About thirty years ago a rather ludicrous thing happened at Tirarthur farm house near Killin. The worthy farmer, some of his friends and one or two of his servants were one night having a quiet game of cards in the kitchen. So intent were they all on their game that they heeded not and paid no attention to it, though they heard the kitchen door being opened. But we may imagine their horror and terror when a black haired, black-bearded dark skinned man mounted on a black pony demanded a hand of cards. In their fright and confusion they thought that Satan himself had come among them. However they were relieved on finding that it was only one of the Carie crofters who had thus unceremoniously intruded on them. He had been imbibing a little freely in the Killin hotels and that accounted for his escapade. Till quite recently the marks made by his horse shoes were visible on the kitchen floor.

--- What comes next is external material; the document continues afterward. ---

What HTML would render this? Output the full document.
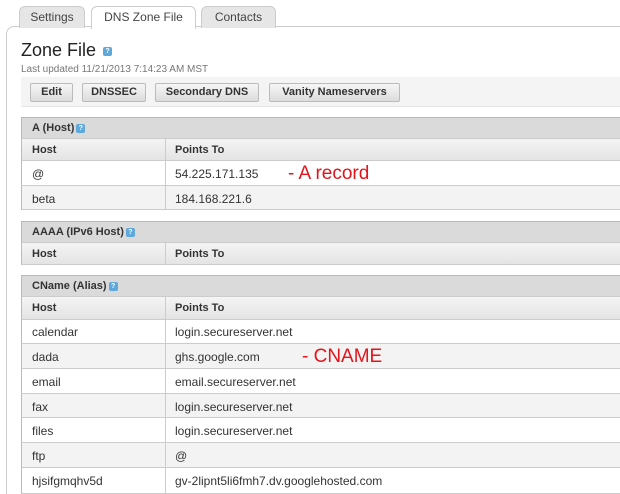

Perhaps Auld Nick never assumed a stranger guise than that which was attributed to him by the terror stricken imagination of the Glenquaich people of auld lang syne. He haunted one of the houses in the form of a gigantic rat, and his tail was constantly coming through the chinks in the walls and through the cracks in the floor. To quote the poet - “Backwards and forwards switched his long tail, as a gentleman switches his cane.” Many were the plans and devices adopted  for getting rid of the unwelcome infernal visitor, but none was successful. By day and night the dreadful rat unceasingly played his pranks; and there was no rest for the hapless family. Latterly it came to their knowledge that there was a godly man in the north who was renowned  for exorcising evil spirits and for removing spells. It would appear that the poor Glenquaich folk were not sufficiently conversant with the dark ways and subtle wiles of the de’il to cast him out. However, the good man from the north knew how to deal with the fiend, and was not long in ridding the house of the loathsome presence. He never afterwards appeared in that house in the form of a monstrous rat. whether he appeared in any other  form or not.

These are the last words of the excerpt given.